Intraoperative end tidal carbon dioxide concentrations
2009年 05月 31日
ASA newsletter 2009;73:12
近年、陽圧呼吸の弊害が注目されるようになってきた。大きな一回換気量は炎症性サイトカインの放出、気道の浮腫、肺の血管外水分量の増加など肺の炎症を引き起こす。近年の研究で、元々の肺疾患のない患者でもPEEPを併用した少量の換気量での陽圧換気が肺の炎症を抑制することが示唆されるようになった。加えて肺の重量や出血で評価される肺の障害は呼吸回数の減少で抑制される。合わせて考えると、分時換気量の減少は肺の障害を抑制するという面で効果がある。
換気量を減らすことで集中治療で注目されているpermissive hypercapniaの利点を術中の呼吸管理にも応用することができる。というのも現在の手術中の呼吸管理は軽度のhypocapniaで管理されていることが多い。この総説は術中の呼吸管理について言及する。
文献検索では術中のhypocapniaの利点について言及した論文はなかった。考えられるhypocapnianの利点としては筋弛緩薬や鎮静薬の必要量の減少である。しかしその点に関してのエビデンスはない。充分なエビデンスなしに術中の軽度hypocapniaは臨床で使われ続けている。加えて、hypercapniaにより引き起こされる高血圧と頻脈への懸念がある。
KetyとSchmidtらはPaCO2と脳血流量の関係を明らかにした(PETの基礎理論を考えた人)。PaCO2の上昇は、COの増加、ABPの上昇との脳血管の拡張によりCBFを増加させる。Hypocapniaは逆にCOの減少とCBFの減少をもたらす。陽圧呼吸によるCOの減少と合わせて、60年以上にわたり、陽圧呼吸によるhypocapniaはCO,ABPとCBFを減少させることが知られてきた。

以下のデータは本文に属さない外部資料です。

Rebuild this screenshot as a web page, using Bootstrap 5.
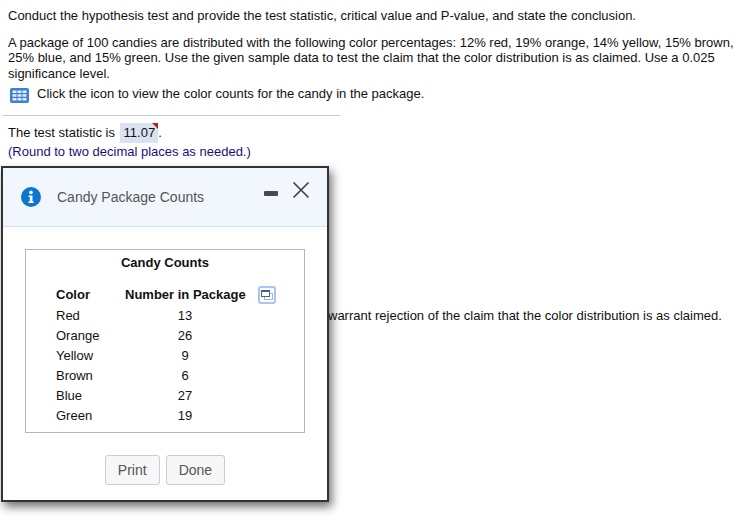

麻酔導入後にhyperventilationを 導入してhypocapniaにすると全身の血管拡張と相対的なhypovolemiaが起こり、venous returnの減少からCO,ABPの低下を引き起こす。加えて、hypocapniaはQT間隔の延長や不整脈の要因にもなる。
その他、hypocapniaは肺の微小循環の透過性を亢進、肺のコンプライアンス減少(気管支収縮により)、HPVの抑制による肺のシャント率の増加と酸素解離曲線の左方変位を引き起こす。
術中のhypocapnia(PaCO2=24mmHg)をルーチンの全身麻酔に使用すると、術後数日後の認知機能低下をみとめたという報告がある。Hovorkaは術後の認知機能がhypercapnia(PaCO2=54mmHg)は、normocapniaやhypercapniaにした群よりもよいことを報告している。帝王切開時の短時間のhypocapniaですら胎児に悪影響を与える。
HypocapniaがCBFを減少させることはよく知られている。外傷性脳傷害時の管理でもhyperventilationへの見直しが行われている。
一方、軽度のhypercapniaは多くの利点がある。軽度の呼吸性アシドーシスは臓器保護効果がある。軽度hypercapniaはCOの増加と酸素解離曲線の右方変位により組織の循環と酸素化を改善する。Akcaらは軽度hypocapniaにより上肢の組織酸素分圧の上昇を報告している。酸素分圧の増加はPaCO2が60mmHgで最高だった。組織の酸素分圧は手術時の感染と相関していることから、軽度hypercapniaにより術後の感染率を低下させることが期待される。EtCO2=50mmHgの軽度hypercapniaと吸入酸素濃度80%を結腸切除術中に維持することで、感染率と消化管機能の迅速な改善がみられた。
呼吸不全患者において、permissive hyercapniaによる肺機能の改善効果がいくつか報告されている。呼吸性のアシドーシスは細菌性肺炎、虚血再灌流障害やエンドドキシンにより誘発される肺障害を軽減する可能性がある。
もちろん軽度hypercapniaを避けるべき状況もある。頭蓋内圧亢進患者ではさらに頭蓋内圧を上げる危険がある。Hypercapniaは横隔膜の機能障害や疲労を引き起こす。非脱分極性筋弛緩薬のネオスチグミンによる拮抗を困難にする。興味深いのは、高山に登った際の脳障害の原因は低酸素ではなくhypocapniaによるCBFの減少であるという報告もある。
結論として、EtCO2を30から35mmHgに維持するというドグマにはメリットがない再考するべきである。むしろEtCO2は40付近あるいはそれ以上に維持すべきである。
私見
確かにPaCO2でいうと40mmHgを超えていると何となく落ち着かないのはやはりドグマというべきなのだろうか。適切な範囲はまだ明らかではないもののやや低換気というのがこれからのトレンドになるだろう。